WHAT YOU ARE ASKED TO DO = Find each line with the word "components" and say how many there are, nothing else.

RECORDS FOR PROCESSING =
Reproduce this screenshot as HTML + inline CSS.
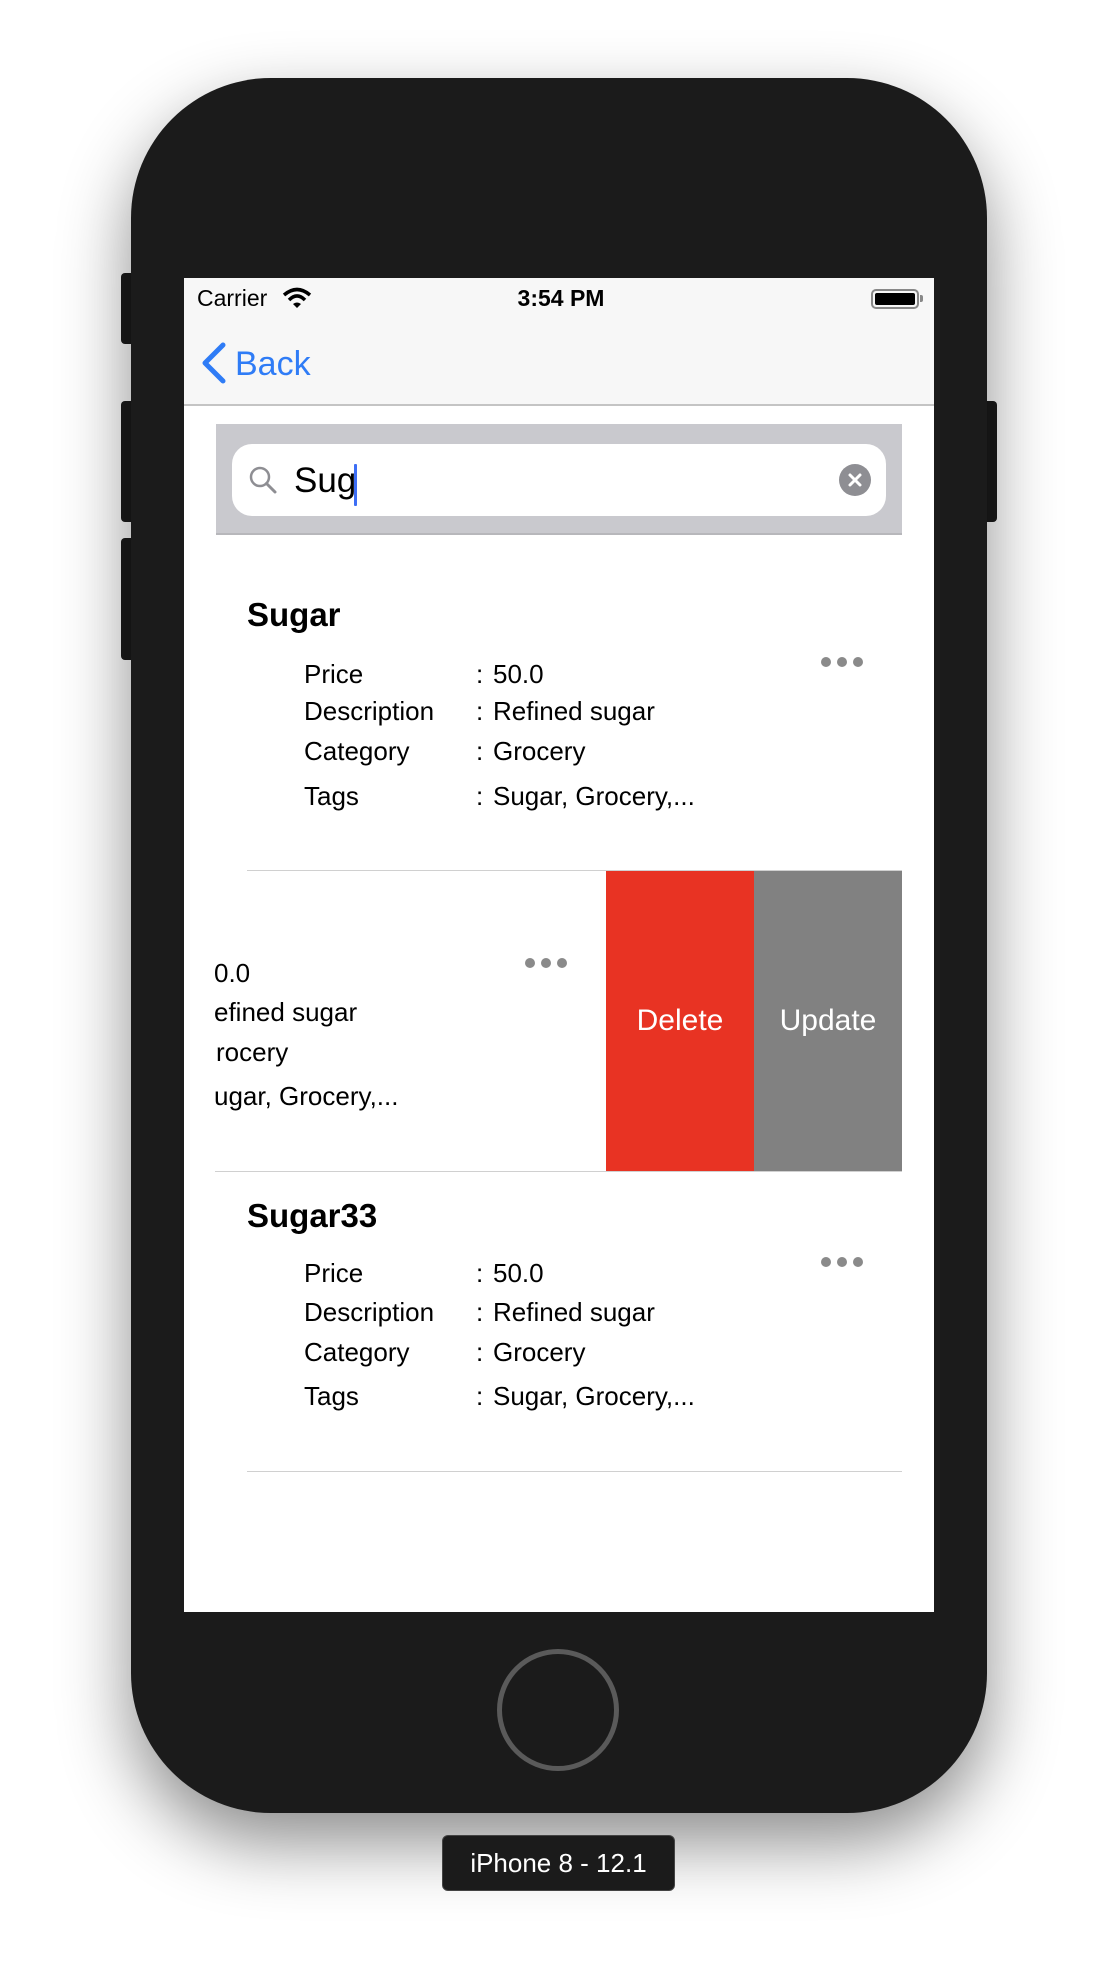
<!DOCTYPE html>
<html><head><meta charset="utf-8"><style>
*{margin:0;padding:0;box-sizing:border-box}
body{width:1118px;height:1962px;background:#fff;position:relative;overflow:hidden;font-family:"Liberation Sans",sans-serif}
.a{position:absolute}
.t{position:absolute;white-space:nowrap;line-height:40px;height:40px}
.phone{left:131px;top:78px;width:856px;height:1735px;background:#1b1b1b;border-radius:140px;box-shadow:0 30px 70px rgba(0,0,0,.45)}
.btn{background:#1b1b1b;border-radius:4px}
.screen{left:184px;top:278px;width:750px;height:1334px;background:#fff;overflow:hidden}
.lbl{font-size:26px;color:#000}
.dots{position:absolute;width:44px;height:10px}
.dots i{position:absolute;top:0;width:10px;height:10px;border-radius:50%;background:#8a8a8a}
</style></head><body>
<div class="a btn" style="left:121px;top:273px;width:14px;height:71px"></div>
<div class="a btn" style="left:121px;top:401px;width:14px;height:121px"></div>
<div class="a btn" style="left:121px;top:538px;width:14px;height:122px"></div>
<div class="a btn" style="left:983px;top:401px;width:14px;height:121px"></div>
<div class="a phone"></div>
<div class="a" style="left:497px;top:1649px;width:122px;height:122px;border-radius:50%;border:5px solid #5a5a5a"></div>
<div class="a" style="left:442px;top:1835px;width:233px;height:56px;background:#1b1b1b;border-radius:6px;border:1px solid #444;color:#fff;font-size:26px;line-height:54px;text-align:center">iPhone 8 - 12.1</div>

<div class="a screen">
 <!-- status + nav (coords relative to screen: left 184, top 278) -->
 <div class="a" style="left:0;top:0;width:750px;height:128px;background:#f7f7f7;border-bottom:2px solid #c4c4c4"></div>
 <div class="t" style="left:13px;top:0;font-size:23px">Carrier</div>
 <svg class="a" style="left:98px;top:9px" width="30" height="22" viewBox="0 0 30 22"><path d="M2 8 Q15 -3 28 8" stroke="#000" stroke-width="3.5" fill="none"/><path d="M7 13 Q15 5 23 13" stroke="#000" stroke-width="3.5" fill="none"/><path d="M11 17 L15 21 L19 17 Q15 14 11 17Z" fill="#000"/></svg>
 <div class="t" style="left:0;width:750px;top:0;font-size:23px;font-weight:bold;text-align:center;padding-left:4px">3:54 PM</div>
 <div class="a" style="left:687px;top:11px;width:48px;height:20px;border:2px solid #888;border-radius:5px;padding:2px"><div style="width:100%;height:100%;background:#000;border-radius:2px"></div></div>
 <div class="a" style="left:736px;top:17px;width:3px;height:7px;background:#888;border-radius:0 2px 2px 0"></div>
 <svg class="a" style="left:16px;top:64px" width="28" height="42" viewBox="0 0 28 42"><path d="M23 3 L5 21 L23 39" stroke="#2f7cf6" stroke-width="5" fill="none" stroke-linecap="round" stroke-linejoin="round"/></svg>
 <div class="t" style="left:51px;top:64px;font-size:34px;color:#2f7cf6;line-height:44px;height:44px">Back</div>

 <!-- search -->
 <div class="a" style="left:32px;top:146px;width:686px;height:111px;background:#c9c9ce;border-bottom:2px solid #b7b7bb"></div>
 <div class="a" style="left:48px;top:166px;width:654px;height:72px;background:#fff;border-radius:20px"></div>
 <svg class="a" style="left:64px;top:187px" width="30" height="30" viewBox="0 0 30 30"><circle cx="12" cy="12" r="9" stroke="#8e8e93" stroke-width="2.5" fill="none"/><path d="M18.5 18.5 L27 27" stroke="#8e8e93" stroke-width="3" stroke-linecap="round"/></svg>
 <div class="t" style="left:110px;top:182px;font-size:35px;line-height:42px;height:42px">Sug</div>
 <div class="a" style="left:170px;top:186px;width:3px;height:42px;background:#3d6ef5;border-radius:1px"></div>
 <div class="a" style="left:655px;top:186px;width:32px;height:32px;border-radius:50%;background:#8e8e93"></div>
 <svg class="a" style="left:655px;top:186px" width="32" height="32" viewBox="0 0 32 32"><path d="M11 11 L21 21 M21 11 L11 21" stroke="#fff" stroke-width="3" stroke-linecap="round"/></svg>

 <!-- row 1 -->
 <div class="t" style="left:63px;top:317px;font-size:33px;font-weight:bold">Sugar</div>
 <div class="t lbl" style="left:120px;top:376px">Price</div><div class="t lbl" style="left:292px;top:376px">:</div><div class="t lbl" style="left:309px;top:376px">50.0</div>
 <div class="t lbl" style="left:120px;top:413px">Description</div><div class="t lbl" style="left:292px;top:413px">:</div><div class="t lbl" style="left:309px;top:413px">Refined sugar</div>
 <div class="t lbl" style="left:120px;top:453px">Category</div><div class="t lbl" style="left:292px;top:453px">:</div><div class="t lbl" style="left:309px;top:453px">Grocery</div>
 <div class="t lbl" style="left:120px;top:498px">Tags</div><div class="t lbl" style="left:292px;top:498px">:</div><div class="t lbl" style="left:309px;top:498px">Sugar, Grocery,...</div>
 <div class="dots" style="left:637px;top:379px"><i style="left:0"></i><i style="left:16px"></i><i style="left:32px"></i></div>
 <div class="a" style="left:63px;top:592px;width:655px;height:1px;background:#d0d0d0"></div>

 <!-- row 2 swiped -->
 <div class="t lbl" style="left:30px;top:675px">0.0</div>
 <div class="t lbl" style="left:30px;top:714px">efined sugar</div>
 <div class="t lbl" style="left:32px;top:754px">rocery</div>
 <div class="t lbl" style="left:30px;top:798px">ugar, Grocery,...</div>
 <div class="dots" style="left:341px;top:680px"><i style="left:0"></i><i style="left:16px"></i><i style="left:32px"></i></div>
 <div class="a" style="left:422px;top:593px;width:148px;height:300px;background:#e83323;color:#fff;font-size:30px;text-align:center;line-height:300px">Delete</div>
 <div class="a" style="left:570px;top:593px;width:148px;height:300px;background:#818181;color:#fff;font-size:30px;text-align:center;line-height:300px">Update</div>
 <div class="a" style="left:31px;top:893px;width:687px;height:1px;background:#d0d0d0"></div>

 <!-- row 3 -->
 <div class="t" style="left:63px;top:918px;font-size:33px;font-weight:bold">Sugar33</div>
 <div class="t lbl" style="left:120px;top:975px">Price</div><div class="t lbl" style="left:292px;top:975px">:</div><div class="t lbl" style="left:309px;top:975px">50.0</div>
 <div class="t lbl" style="left:120px;top:1014px">Description</div><div class="t lbl" style="left:292px;top:1014px">:</div><div class="t lbl" style="left:309px;top:1014px">Refined sugar</div>
 <div class="t lbl" style="left:120px;top:1054px">Category</div><div class="t lbl" style="left:292px;top:1054px">:</div><div class="t lbl" style="left:309px;top:1054px">Grocery</div>
 <div class="t lbl" style="left:120px;top:1098px">Tags</div><div class="t lbl" style="left:292px;top:1098px">:</div><div class="t lbl" style="left:309px;top:1098px">Sugar, Grocery,...</div>
 <div class="dots" style="left:637px;top:979px"><i style="left:0"></i><i style="left:16px"></i><i style="left:32px"></i></div>
 <div class="a" style="left:63px;top:1193px;width:655px;height:1px;background:#d0d0d0"></div>
</div>
</body></html>
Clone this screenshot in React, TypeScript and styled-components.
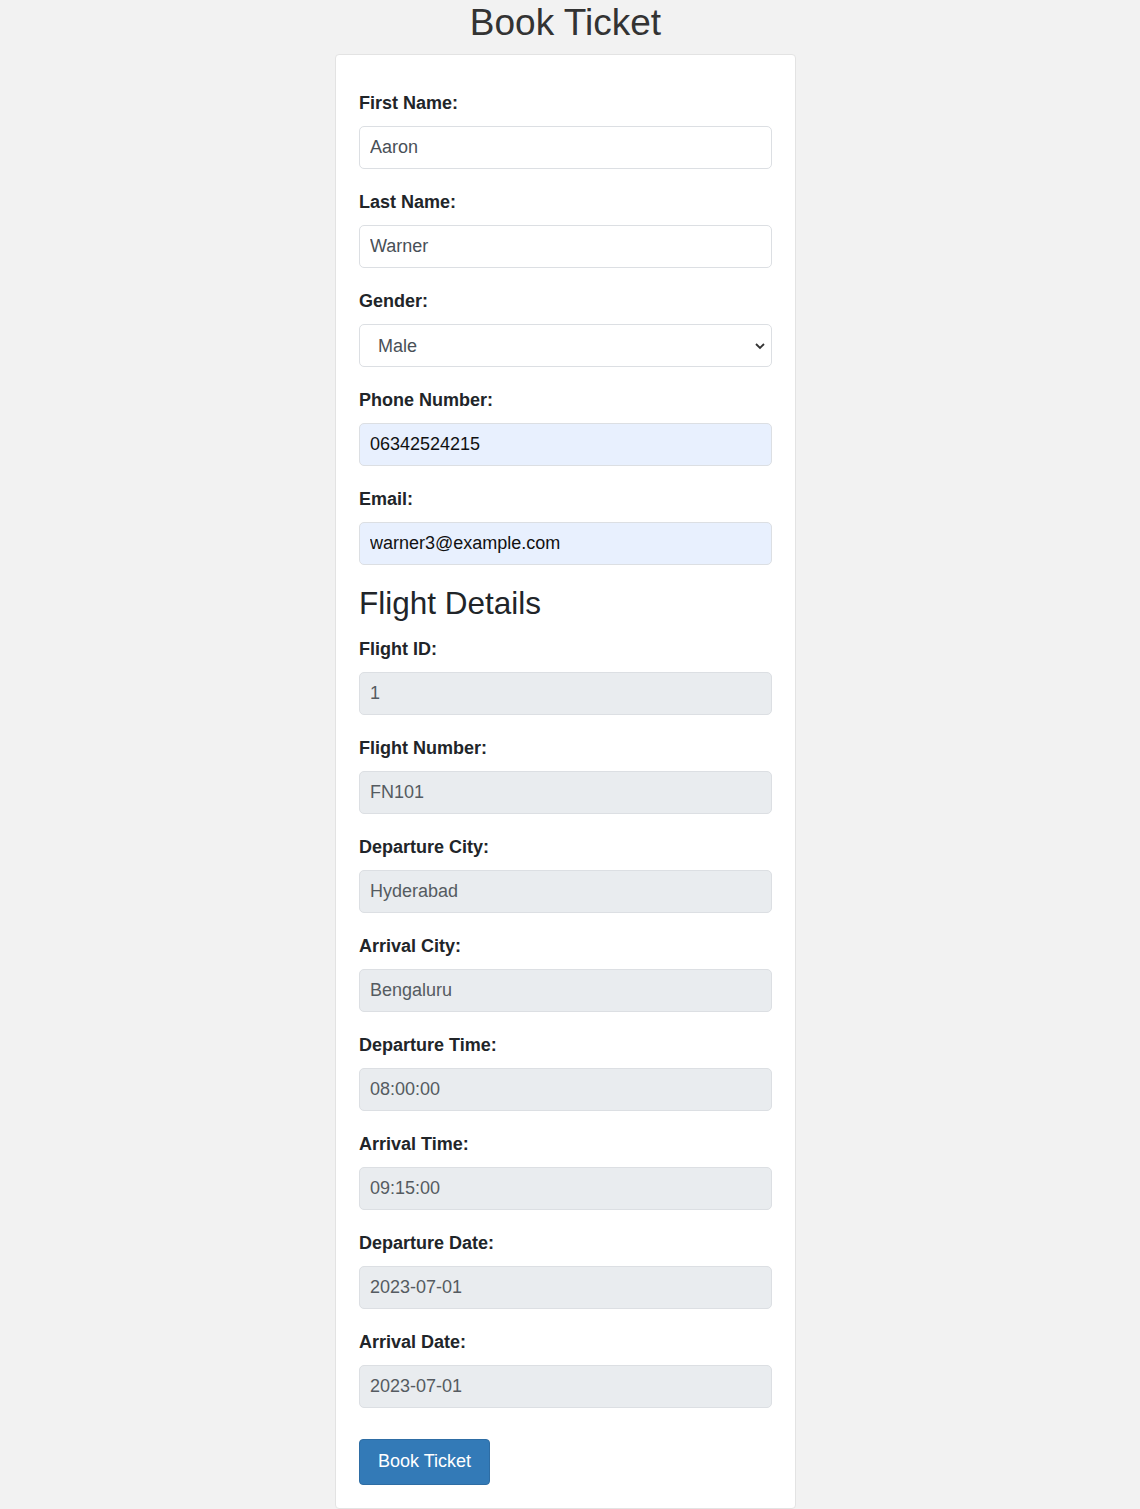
import React from 'react'
import styled, { createGlobalStyle } from 'styled-components'

const GlobalStyle = createGlobalStyle`
  html, body {
    margin: 0;
    padding: 0;
    background: #f2f2f2;
    font-family: "Liberation Sans", Arial, Helvetica, sans-serif;
    color: #212529;
  }
  * { box-sizing: border-box; }
`

const Page = styled.div`
  display: flex;
  flex-direction: column;
  align-items: center;
  padding: 0 9px 2px 0;
`

const Title = styled.h2`
  margin: 1px 0 9px;
  font-size: 37px;
  font-weight: 400;
  line-height: 44px;
  color: #333;
`

const Card = styled.form`
  width: 461px;
  background: #fff;
  border: 1px solid #e3e3e3;
  border-radius: 4px;
  padding: 35px 23px 23px;
`

const Group = styled.div`
  display: flex;
  flex-direction: column;
  margin-bottom: 20px;
`

const Label = styled.label`
  font-size: 18px;
  font-weight: 700;
  line-height: 27px;
  margin-bottom: 9px;
  color: #212529;
`

const Input = styled.input<{ $filled?: boolean }>`
  height: 43px;
  width: 100%;
  padding: 0 10px;
  font-family: inherit;
  font-size: 18px;
  color: ${p => (p.$filled ? '#111' : '#495057')};
  background: ${p => (p.$filled ? '#e8f0fe' : '#fff')};
  border: 1px solid #dcdfe3;
  border-radius: 5px;
  outline: none;
  &:disabled {
    background: #e9ecef;
    color: #555b61;
    opacity: 1;
  }
`

const SelectWrap = styled.div`
  position: relative;
`

const Select = styled.select`
  appearance: none;
  height: 43px;
  width: 100%;
  padding: 0 18px;
  font-family: inherit;
  font-size: 18px;
  color: #495057;
  background: #fff;
  border: 1px solid #dcdfe3;
  border-radius: 5px;
  outline: none;
`

const Chevron = styled.svg`
  position: absolute;
  right: 5px;
  top: 17px;
  pointer-events: none;
`

const Section = styled.h3`
  margin: 0 0 13px;
  font-size: 31.5px;
  font-weight: 400;
  line-height: 1.2;
  color: #212529;
`

const Button = styled.button`
  margin-top: 11px;
  height: 46px;
  padding: 0 18px;
  font-family: inherit;
  font-size: 18px;
  color: #fff;
  background: #337ab7;
  border: 1px solid #2e6da4;
  border-radius: 4px;
  cursor: pointer;
`

const personal = [
  { label: 'First Name:', value: 'Aaron' },
  { label: 'Last Name:', value: 'Warner' },
]

const contact = [
  { label: 'Phone Number:', value: '06342524215' },
  { label: 'Email:', value: 'warner3@example.com' },
]

const flight = [
  { label: 'Flight ID:', value: '1' },
  { label: 'Flight Number:', value: 'FN101' },
  { label: 'Departure City:', value: 'Hyderabad' },
  { label: 'Arrival City:', value: 'Bengaluru' },
  { label: 'Departure Time:', value: '08:00:00' },
  { label: 'Arrival Time:', value: '09:15:00' },
  { label: 'Departure Date:', value: '2023-07-01' },
  { label: 'Arrival Date:', value: '2023-07-01' },
]

export default function App() {
  return (
    <Page>
      <GlobalStyle />
      <Title>Book Ticket</Title>
      <Card onSubmit={e => e.preventDefault()}>
        {personal.map(f => (
          <Group key={f.label}>
            <Label>{f.label}</Label>
            <Input defaultValue={f.value} />
          </Group>
        ))}
        <Group>
          <Label>Gender:</Label>
          <SelectWrap>
            <Select defaultValue="Male">
              <option>Male</option>
              <option>Female</option>
              <option>Other</option>
            </Select>
            <Chevron width="14" height="10" viewBox="0 0 14 10">
              <path d="M3 3 L7 7 L11 3" fill="none" stroke="#333" strokeWidth="1.8" />
            </Chevron>
          </SelectWrap>
        </Group>
        {contact.map(f => (
          <Group key={f.label}>
            <Label>{f.label}</Label>
            <Input $filled defaultValue={f.value} />
          </Group>
        ))}
        <Section>Flight Details</Section>
        {flight.map(f => (
          <Group key={f.label}>
            <Label>{f.label}</Label>
            <Input disabled defaultValue={f.value} />
          </Group>
        ))}
        <Button type="submit">Book Ticket</Button>
      </Card>
    </Page>
  )
}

SOLVED EXERCISE = 2